Particularization Requirement for Subpoenas
In addressing the necessity for particularized discovery, the court highlighted that the TSG needed to specify both the third parties from whom they sought evidence preservation and the types of evidence to be preserved. The court noted that the PSLRA's "particularized discovery" requirement mandates that requests be directed at specific individuals or entities rather than broad, unspecified groups. The TSG had identified thirteen specific third parties for preservation subpoenas, satisfying the first dimension of the particularization requirement. However, the court found that the TSG's requests lacked sufficient specificity regarding the categories of evidence to be preserved, which meant they were too broad and failed to meet the required particularity. The court indicated that if the TSG could submit more narrowly tailored subpoenas within a specified timeframe, it would grant them the authority to serve these subpoenas on the identified third parties.
Conclusion of the Court
Ultimately, the court denied the TSG's request for a preservation order directed at the defendants while allowing them the opportunity to issue preservation subpoenas to third parties, provided that these subpoenas were sufficiently particularized.
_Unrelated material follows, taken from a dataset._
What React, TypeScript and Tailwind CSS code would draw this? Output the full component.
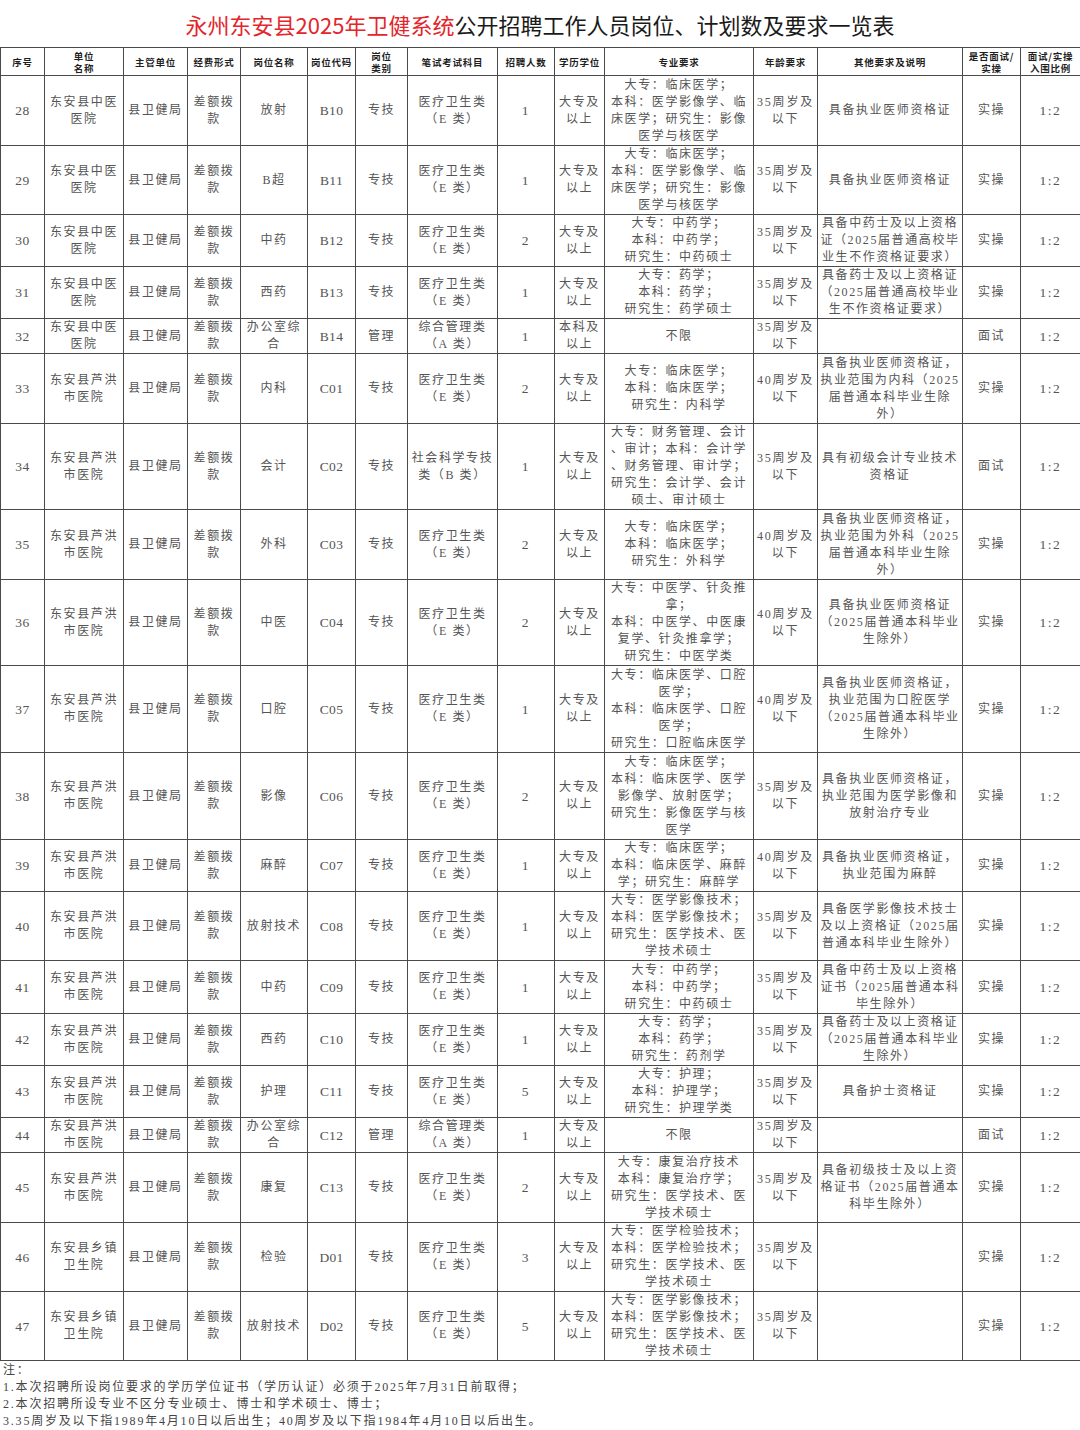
type Row = {
  no: string;
  unit: string[];
  name: string[];
  code: string;
  kind: string;
  exam: string[];
  num: string;
  edu: string[];
  spec: string[];
  age: string[];
  other: string[];
  test: string;
  h: string;
};

const colWidths = [
  "w-[44px]",
  "w-[79px]",
  "w-[64px]",
  "w-[53px]",
  "w-[67px]",
  "w-[48px]",
  "w-[52px]",
  "w-[90px]",
  "w-[57px]",
  "w-[50px]",
  "w-[149px]",
  "w-[64px]",
  "w-[145px]",
  "w-[58px]",
  "w-[60px]",
];

const headers: string[][] = [
  ["序号"],
  ["单位", "名称"],
  ["主管单位"],
  ["经费形式"],
  ["岗位名称"],
  ["岗位代码"],
  ["岗位", "类别"],
  ["笔试考试科目"],
  ["招聘人数"],
  ["学历学位"],
  ["专业要求"],
  ["年龄要求"],
  ["其他要求及说明"],
  ["是否面试/", "实操"],
  ["面试/实操", "入围比例"],
];

const zy = ["东安县中医", "医院"];
const lh = ["东安县芦洪", "市医院"];
const xz = ["东安县乡镇", "卫生院"];
const E = ["医疗卫生类", "（E 类）"];
const A = ["综合管理类", "（A 类）"];
const dz = ["大专及", "以上"];
const a35 = ["35周岁及", "以下"];
const a40 = ["40周岁及", "以下"];
const yishi = ["具备执业医师资格证"];

const rows: Row[] = [
  { no: "28", unit: zy, name: ["放射"], code: "B10", kind: "专技", exam: E, num: "1", edu: dz, spec: ["大专：临床医学；", "本科：医学影像学、临", "床医学；研究生：影像", "医学与核医学"], age: a35, other: yishi, test: "实操", h: "h-[70px]" },
  { no: "29", unit: zy, name: ["B超"], code: "B11", kind: "专技", exam: E, num: "1", edu: dz, spec: ["大专：临床医学；", "本科：医学影像学、临", "床医学；研究生：影像", "医学与核医学"], age: a35, other: yishi, test: "实操", h: "h-[68px]" },
  { no: "30", unit: zy, name: ["中药"], code: "B12", kind: "专技", exam: E, num: "2", edu: dz, spec: ["大专：中药学；", "本科：中药学；", "研究生：中药硕士"], age: a35, other: ["具备中药士及以上资格", "证（2025届普通高校毕", "业生不作资格证要求）"], test: "实操", h: "h-[52px]" },
  { no: "31", unit: zy, name: ["西药"], code: "B13", kind: "专技", exam: E, num: "1", edu: dz, spec: ["大专：药学；", "本科：药学；", "研究生：药学硕士"], age: a35, other: ["具备药士及以上资格证", "（2025届普通高校毕业", "生不作资格证要求）"], test: "实操", h: "h-[52px]" },
  { no: "32", unit: zy, name: ["办公室综", "合"], code: "B14", kind: "管理", exam: A, num: "1", edu: ["本科及", "以上"], spec: ["不限"], age: a35, other: [], test: "面试", h: "h-[35px]" },
  { no: "33", unit: lh, name: ["内科"], code: "C01", kind: "专技", exam: E, num: "2", edu: dz, spec: ["大专：临床医学；", "本科：临床医学；", "研究生：内科学"], age: a40, other: ["具备执业医师资格证，", "执业范围为内科（2025", "届普通本科毕业生除", "外）"], test: "实操", h: "h-[70px]" },
  { no: "34", unit: lh, name: ["会计"], code: "C02", kind: "专技", exam: ["社会科学专技", "类（B 类）"], num: "1", edu: dz, spec: ["大专：财务管理、会计", "、审计；本科：会计学", "、财务管理、审计学；", "研究生：会计学、会计", "硕士、审计硕士"], age: a35, other: ["具有初级会计专业技术", "资格证"], test: "面试", h: "h-[86px]" },
  { no: "35", unit: lh, name: ["外科"], code: "C03", kind: "专技", exam: E, num: "2", edu: dz, spec: ["大专：临床医学；", "本科：临床医学；", "研究生：外科学"], age: a40, other: ["具备执业医师资格证，", "执业范围为外科（2025", "届普通本科毕业生除", "外）"], test: "实操", h: "h-[70px]" },
  { no: "36", unit: lh, name: ["中医"], code: "C04", kind: "专技", exam: E, num: "2", edu: dz, spec: ["大专：中医学、针灸推", "拿；", "本科：中医学、中医康", "复学、针灸推拿学；", "研究生：中医学类"], age: a40, other: ["具备执业医师资格证", "（2025届普通本科毕业", "生除外）"], test: "实操", h: "h-[86px]" },
  { no: "37", unit: lh, name: ["口腔"], code: "C05", kind: "专技", exam: E, num: "1", edu: dz, spec: ["大专：临床医学、口腔", "医学；", "本科：临床医学、口腔", "医学；", "研究生：口腔临床医学"], age: a40, other: ["具备执业医师资格证，", "执业范围为口腔医学", "（2025届普通本科毕业", "生除外）"], test: "实操", h: "h-[87px]" },
  { no: "38", unit: lh, name: ["影像"], code: "C06", kind: "专技", exam: E, num: "2", edu: dz, spec: ["大专：临床医学；", "本科：临床医学、医学", "影像学、放射医学；", "研究生：影像医学与核", "医学"], age: a35, other: ["具备执业医师资格证，", "执业范围为医学影像和", "放射治疗专业"], test: "实操", h: "h-[87px]" },
  { no: "39", unit: lh, name: ["麻醉"], code: "C07", kind: "专技", exam: E, num: "1", edu: dz, spec: ["大专：临床医学；", "本科：临床医学、麻醉", "学；研究生：麻醉学"], age: a40, other: ["具备执业医师资格证，", "执业范围为麻醉"], test: "实操", h: "h-[52px]" },
  { no: "40", unit: lh, name: ["放射技术"], code: "C08", kind: "专技", exam: E, num: "1", edu: dz, spec: ["大专：医学影像技术；", "本科：医学影像技术；", "研究生：医学技术、医", "学技术硕士"], age: a35, other: ["具备医学影像技术技士", "及以上资格证（2025届", "普通本科毕业生除外）"], test: "实操", h: "h-[68px]" },
  { no: "41", unit: lh, name: ["中药"], code: "C09", kind: "专技", exam: E, num: "1", edu: dz, spec: ["大专：中药学；", "本科：中药学；", "研究生：中药硕士"], age: a35, other: ["具备中药士及以上资格", "证书（2025届普通本科", "毕生除外）"], test: "实操", h: "h-[53px]" },
  { no: "42", unit: lh, name: ["西药"], code: "C10", kind: "专技", exam: E, num: "1", edu: dz, spec: ["大专：药学；", "本科：药学；", "研究生：药剂学"], age: a35, other: ["具备药士及以上资格证", "（2025届普通本科毕业", "生除外）"], test: "实操", h: "h-[52px]" },
  { no: "43", unit: lh, name: ["护理"], code: "C11", kind: "专技", exam: E, num: "5", edu: dz, spec: ["大专：护理；", "本科：护理学；", "研究生：护理学类"], age: a35, other: ["具备护士资格证"], test: "实操", h: "h-[52px]" },
  { no: "44", unit: lh, name: ["办公室综", "合"], code: "C12", kind: "管理", exam: A, num: "1", edu: dz, spec: ["不限"], age: a35, other: [], test: "面试", h: "h-[34px]" },
  { no: "45", unit: lh, name: ["康复"], code: "C13", kind: "专技", exam: E, num: "2", edu: dz, spec: ["大专：康复治疗技术", "本科：康复治疗学；", "研究生：医学技术、医", "学技术硕士"], age: a35, other: ["具备初级技士及以上资", "格证书（2025届普通本", "科毕生除外）"], test: "实操", h: "h-[70px]" },
  { no: "46", unit: xz, name: ["检验"], code: "D01", kind: "专技", exam: E, num: "3", edu: dz, spec: ["大专：医学检验技术；", "本科：医学检验技术；", "研究生：医学技术、医", "学技术硕士"], age: a35, other: [], test: "实操", h: "h-[69px]" },
  { no: "47", unit: xz, name: ["放射技术"], code: "D02", kind: "专技", exam: E, num: "5", edu: dz, spec: ["大专：医学影像技术；", "本科：医学影像技术；", "研究生：医学技术、医", "学技术硕士"], age: a35, other: [], test: "实操", h: "h-[69px]" },
];

function Cell({ lines, cls = "" }: { lines: string[]; cls?: string }) {
  return (
    <td className={`border border-[#4a4a4a] p-0 text-center align-middle ${cls}`}>
      {lines.map((l, i) => (
        <div key={i} className="whitespace-nowrap">
          {l}
        </div>
      ))}
    </td>
  );
}

export default function App() {
  return (
    <div className="w-[1080px] h-[1430px] bg-white font-['Liberation_Serif','Noto_Sans_CJK_SC',serif]">
      <div className="h-[47px] flex items-center justify-center font-['Noto_Sans_CJK_SC',sans-serif] text-[22px] leading-none">
        <span className="text-[#e4252b]">永州东安县2025年卫健系统</span>
        <span className="text-[#1a1a1a]">公开招聘工作人员岗位、计划数及要求一览表</span>
      </div>

      <table className="w-[1080px] table-fixed border-collapse">
        <colgroup>
          {colWidths.map((w, i) => (
            <col key={i} className={w} />
          ))}
        </colgroup>
        <thead>
          <tr className="h-[28px]">
            {headers.map((h, i) => (
              <th
                key={i}
                className="border border-[#4a4a4a] p-0 text-center align-middle font-['Noto_Sans_CJK_SC',sans-serif] text-[9.5px] font-bold leading-[12px] tracking-[0.8px] text-[#1f1f1f]"
              >
                {h.map((l, j) => (
                  <div key={j} className="whitespace-nowrap">
                    {l}
                  </div>
                ))}
              </th>
            ))}
          </tr>
        </thead>
        <tbody className="text-[12px] leading-[17px] tracking-[1.6px] text-[#555]">
          {rows.map((r) => (
            <tr key={r.no} className={r.h}>
              <Cell lines={[r.no]} cls="text-[13.5px] tracking-[0.5px]" />
              <Cell lines={r.unit} />
              <Cell lines={["县卫健局"]} />
              <Cell lines={["差额拨", "款"]} />
              <Cell lines={r.name} />
              <Cell lines={[r.code]} cls="text-[13.5px] tracking-[0.3px]" />
              <Cell lines={[r.kind]} />
              <Cell lines={r.exam} />
              <Cell lines={[r.num]} cls="text-[13.5px]" />
              <Cell lines={r.edu} />
              <Cell lines={r.spec} />
              <Cell lines={r.age} cls="tracking-[1.8px]" />
              <Cell lines={r.other} />
              <Cell lines={[r.test]} />
              <Cell lines={["1:2"]} cls="text-[13.5px] tracking-[1.5px]" />
            </tr>
          ))}
        </tbody>
      </table>

      <div className="px-[3px] pt-[1px] text-[12px] leading-[17px] tracking-[1.8px] text-[#444]">
        <div>注：</div>
        <div>1.本次招聘所设岗位要求的学历学位证书（学历认证）必须于2025年7月31日前取得；</div>
        <div>2.本次招聘所设专业不区分专业硕士、博士和学术硕士、博士；</div>
        <div>3.35周岁及以下指1989年4月10日以后出生；40周岁及以下指1984年4月10日以后出生。</div>
      </div>
    </div>
  );
}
The court found that the existing statutory framework of the PSLRA already imposed adequate preservation duties on the defendants, negating the need for an additional court order. The court balanced the necessity of preserving relevant evidence against the PSLRA's provisions that limit discovery to prevent abusive practices in securities litigation. By permitting the TSG to serve targeted subpoenas on third parties, the court aimed to facilitate the preservation of relevant evidence while adhering to the statutory constraints on discovery. The court's decision underscored the importance of maintaining the integrity of the evidence in securities fraud cases while also respecting the procedural safeguards established by Congress.